Craig Ferguson announced on Monday that he would be stepping down as host of "The Late Late Show" when his contract expires at the end of this year, marking yet another upheaval in world of late night.
The 51-year-old Scottish comedian broke the news to the audience at taping of the CBS program. In the monologue, Ferguson bluntly stated that it was his decision to leave what he called "the strangest show in late night television" and that he was not pushed out by the network.
Below are his remarks in full:
"Good evening, everyone. Before we begin the show tonight, I'd like to make a special announcement. There's been some speculation in the press recently about the state of late-night television and who does what and where they're going to be doing it. I can't help myself. So I want to address my position in all of that because ... because it's time.

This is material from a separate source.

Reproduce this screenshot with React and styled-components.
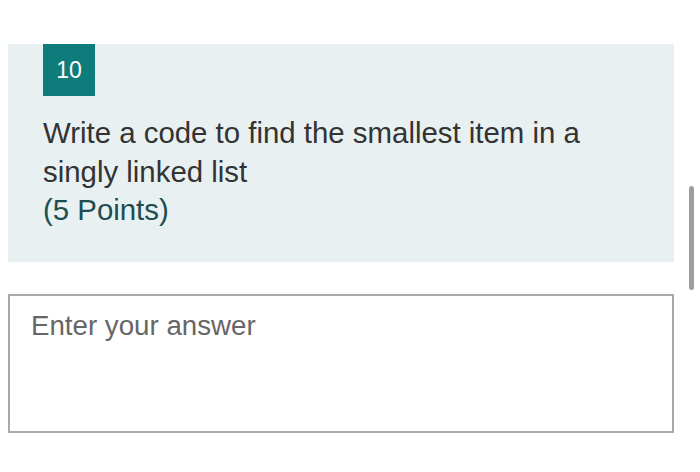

"About two years ago, I had decided after eight years of doing this show that it was probably time for me to move on and do something else. And CBS came to me at that time and said, 'Well, you could hang around and we'll give you a fancy new studio and a podium for your gay robot skeleton and a stable for your horse and an invisible band behind a curtain. We'll give you all the trappings of late-night television.'
"And I said, 'OK.' And so I've stayed for another two years. But that two years is up. And at the end of this year, I will be stepping down as the host of this show. Thanks, everybody. That was quite convincing. I'll be stepping down at the end of this year in December, and then I'll go and do something else, probably, I'm thinking, carpentry. But I haven't made my mind up yet. I don't know what I'm going to do. But I feel like doing this show for 10 years, that's enough. So I'm ... I'm letting you know that's the way it is, and that's it.
"Now, let me just add something on a personal note, because I have noticed both with the CBS market research and my own experience going around the country, that this show has the most fanatical and really passionate audience of any show in late-night television. So I would ask you to understand that what's happening here, this is my decision to go. This is not Jay-Conan of NBC. This is not Dave and Jay all these years ago. It's not that. Now, you will read that in areas of the Internet where truth is of absolutely no interest, and you will read that in the informed entertainment press where the truth is of absolutely no interest but in bigger words.
"So what I have to tell you is this. It's my decision to leave. CBS has been fine with me. You know, in fact, more than that. They've been great with me. I have a good relationship with them. I'm still in business with them on other stuff. So please don't picket them or go up to CBS with flaming torches, unless you're angry at me, then, you know, get in line. So there's none of that. This is ... this is about time. It's ... it will be 10 years. Ten years. Me doing ... I can't ask for a picture of Paul McCartney anymore. Do we have one?
"So there you are. That said, I look forward to everyone going, 'Oh, well. He's gone. Who do you think it's going to be? Here are the 10 people we think it should be. Here's the eight people that it shouldn't be but it should be if there was no justice in the world.' Whatever everyone's going to do, I hope you enjoy doing it.
"I, on the other hand, after the commercial break that's coming up, still have about another 150 or so, is it, Michael, about another 150 or so of what I'd like to think is the strangest show on late-night television. Be right back, everyone."